> [GIVEN RECORDS]:
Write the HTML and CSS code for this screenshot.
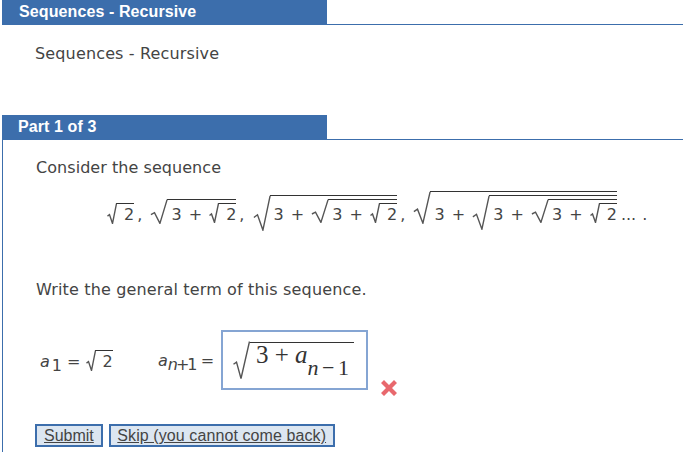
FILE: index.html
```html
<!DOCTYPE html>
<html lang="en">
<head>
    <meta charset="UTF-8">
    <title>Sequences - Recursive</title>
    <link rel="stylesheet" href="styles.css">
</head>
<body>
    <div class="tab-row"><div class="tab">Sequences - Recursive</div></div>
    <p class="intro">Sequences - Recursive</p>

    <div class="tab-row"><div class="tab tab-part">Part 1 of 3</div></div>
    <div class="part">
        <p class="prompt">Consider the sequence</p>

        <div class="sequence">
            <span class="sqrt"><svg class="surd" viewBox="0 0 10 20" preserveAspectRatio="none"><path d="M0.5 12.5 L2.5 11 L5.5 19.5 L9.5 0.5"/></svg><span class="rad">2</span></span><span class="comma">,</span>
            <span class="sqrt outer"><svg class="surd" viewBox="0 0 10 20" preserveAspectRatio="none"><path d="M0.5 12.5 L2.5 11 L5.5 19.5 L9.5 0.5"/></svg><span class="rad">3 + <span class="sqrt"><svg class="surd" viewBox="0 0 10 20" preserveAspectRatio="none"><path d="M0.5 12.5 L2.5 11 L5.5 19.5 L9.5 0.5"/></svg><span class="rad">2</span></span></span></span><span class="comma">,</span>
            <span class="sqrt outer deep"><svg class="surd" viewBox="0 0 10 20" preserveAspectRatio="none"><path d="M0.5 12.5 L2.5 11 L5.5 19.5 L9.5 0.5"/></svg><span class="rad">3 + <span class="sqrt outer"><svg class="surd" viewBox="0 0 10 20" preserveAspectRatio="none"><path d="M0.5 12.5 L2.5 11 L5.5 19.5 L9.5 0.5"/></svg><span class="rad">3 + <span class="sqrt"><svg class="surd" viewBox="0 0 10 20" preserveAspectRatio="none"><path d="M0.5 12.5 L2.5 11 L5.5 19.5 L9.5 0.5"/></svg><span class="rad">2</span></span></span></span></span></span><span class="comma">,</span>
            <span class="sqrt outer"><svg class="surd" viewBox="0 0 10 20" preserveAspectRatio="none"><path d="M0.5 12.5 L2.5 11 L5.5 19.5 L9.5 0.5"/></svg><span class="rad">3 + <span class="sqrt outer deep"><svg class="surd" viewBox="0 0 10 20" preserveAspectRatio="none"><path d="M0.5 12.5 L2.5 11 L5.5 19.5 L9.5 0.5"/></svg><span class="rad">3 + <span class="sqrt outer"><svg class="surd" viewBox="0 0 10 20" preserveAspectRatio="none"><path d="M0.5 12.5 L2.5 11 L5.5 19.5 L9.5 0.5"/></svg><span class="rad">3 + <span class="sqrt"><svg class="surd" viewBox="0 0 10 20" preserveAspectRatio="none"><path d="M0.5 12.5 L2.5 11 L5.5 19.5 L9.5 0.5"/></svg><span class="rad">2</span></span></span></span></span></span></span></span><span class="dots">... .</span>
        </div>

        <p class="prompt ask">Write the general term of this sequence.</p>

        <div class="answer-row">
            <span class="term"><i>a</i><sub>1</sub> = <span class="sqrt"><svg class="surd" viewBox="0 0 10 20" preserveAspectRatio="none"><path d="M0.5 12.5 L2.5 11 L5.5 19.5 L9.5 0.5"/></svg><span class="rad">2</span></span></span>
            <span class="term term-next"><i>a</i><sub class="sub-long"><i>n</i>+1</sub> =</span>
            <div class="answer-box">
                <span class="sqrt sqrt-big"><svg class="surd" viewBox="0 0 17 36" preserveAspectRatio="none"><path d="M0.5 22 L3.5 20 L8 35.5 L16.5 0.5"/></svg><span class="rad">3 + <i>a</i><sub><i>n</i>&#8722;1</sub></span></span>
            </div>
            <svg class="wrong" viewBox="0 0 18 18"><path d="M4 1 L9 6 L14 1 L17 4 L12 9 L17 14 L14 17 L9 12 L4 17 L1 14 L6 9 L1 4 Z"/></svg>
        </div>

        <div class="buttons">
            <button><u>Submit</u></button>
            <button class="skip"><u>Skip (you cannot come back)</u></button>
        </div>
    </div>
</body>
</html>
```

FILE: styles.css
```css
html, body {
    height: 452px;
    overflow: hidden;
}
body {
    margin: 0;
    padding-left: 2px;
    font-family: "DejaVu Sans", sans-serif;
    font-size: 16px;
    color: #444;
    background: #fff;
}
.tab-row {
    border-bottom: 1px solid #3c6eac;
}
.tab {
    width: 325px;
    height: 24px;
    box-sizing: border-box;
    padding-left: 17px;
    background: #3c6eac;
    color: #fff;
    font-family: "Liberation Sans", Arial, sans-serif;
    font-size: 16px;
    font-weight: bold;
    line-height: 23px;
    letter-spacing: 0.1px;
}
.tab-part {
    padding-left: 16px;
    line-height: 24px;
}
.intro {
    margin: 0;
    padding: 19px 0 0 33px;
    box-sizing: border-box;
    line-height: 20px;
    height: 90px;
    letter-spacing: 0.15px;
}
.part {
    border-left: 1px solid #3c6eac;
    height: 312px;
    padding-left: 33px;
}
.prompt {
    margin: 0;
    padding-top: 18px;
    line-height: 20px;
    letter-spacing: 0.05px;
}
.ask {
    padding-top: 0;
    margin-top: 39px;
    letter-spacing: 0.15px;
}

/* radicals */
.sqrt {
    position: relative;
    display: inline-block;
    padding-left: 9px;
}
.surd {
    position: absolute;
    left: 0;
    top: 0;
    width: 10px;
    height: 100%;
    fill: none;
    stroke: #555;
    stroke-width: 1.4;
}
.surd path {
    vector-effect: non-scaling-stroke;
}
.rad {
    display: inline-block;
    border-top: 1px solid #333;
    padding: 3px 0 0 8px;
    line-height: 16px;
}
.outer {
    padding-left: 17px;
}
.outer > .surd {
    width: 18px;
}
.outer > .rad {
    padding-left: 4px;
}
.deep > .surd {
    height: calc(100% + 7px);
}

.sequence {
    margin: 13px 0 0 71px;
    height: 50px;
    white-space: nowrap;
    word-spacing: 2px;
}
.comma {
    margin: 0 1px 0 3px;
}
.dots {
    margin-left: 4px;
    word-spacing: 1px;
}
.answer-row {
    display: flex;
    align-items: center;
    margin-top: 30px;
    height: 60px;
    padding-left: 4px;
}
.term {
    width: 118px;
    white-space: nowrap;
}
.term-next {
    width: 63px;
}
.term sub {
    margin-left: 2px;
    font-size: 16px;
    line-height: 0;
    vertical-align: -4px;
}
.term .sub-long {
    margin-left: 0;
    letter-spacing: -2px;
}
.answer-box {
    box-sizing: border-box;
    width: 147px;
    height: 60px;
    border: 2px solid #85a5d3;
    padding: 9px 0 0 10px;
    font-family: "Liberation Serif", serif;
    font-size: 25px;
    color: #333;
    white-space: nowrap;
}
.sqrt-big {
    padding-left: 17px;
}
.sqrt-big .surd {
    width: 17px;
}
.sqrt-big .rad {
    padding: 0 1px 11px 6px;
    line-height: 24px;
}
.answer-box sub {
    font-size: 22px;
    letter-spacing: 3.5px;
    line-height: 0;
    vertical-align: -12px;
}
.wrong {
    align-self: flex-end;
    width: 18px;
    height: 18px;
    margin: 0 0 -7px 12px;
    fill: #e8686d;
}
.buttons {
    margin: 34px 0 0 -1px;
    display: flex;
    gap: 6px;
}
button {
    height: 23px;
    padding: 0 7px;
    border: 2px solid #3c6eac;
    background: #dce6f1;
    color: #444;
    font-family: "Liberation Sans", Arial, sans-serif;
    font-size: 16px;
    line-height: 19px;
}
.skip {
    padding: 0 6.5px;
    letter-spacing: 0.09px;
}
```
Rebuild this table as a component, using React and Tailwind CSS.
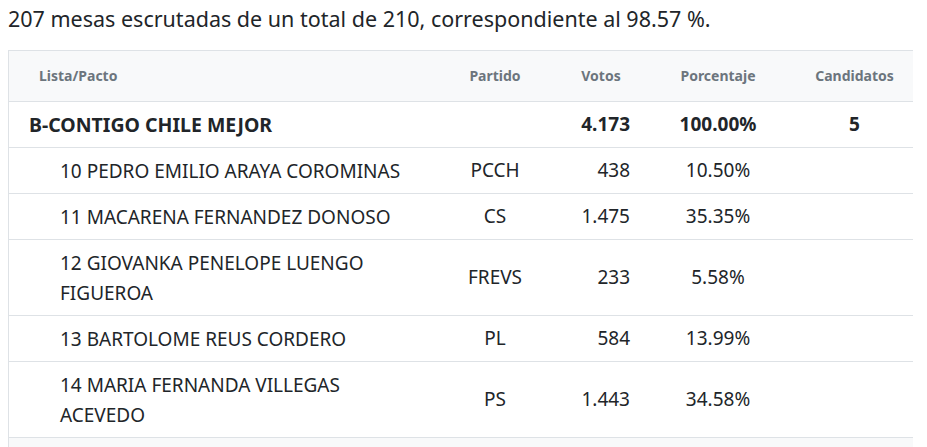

> [TASK OBJECTIVE]:
Show every line from the listing above in which the string "this" appears.

> [TASK RESULT]:
Write the HTML and CSS code for this screenshot.
        <p class="prompt ask">Write the general term of this sequence.</p>
Rebuild this table as a component, using React and Tailwind CSS.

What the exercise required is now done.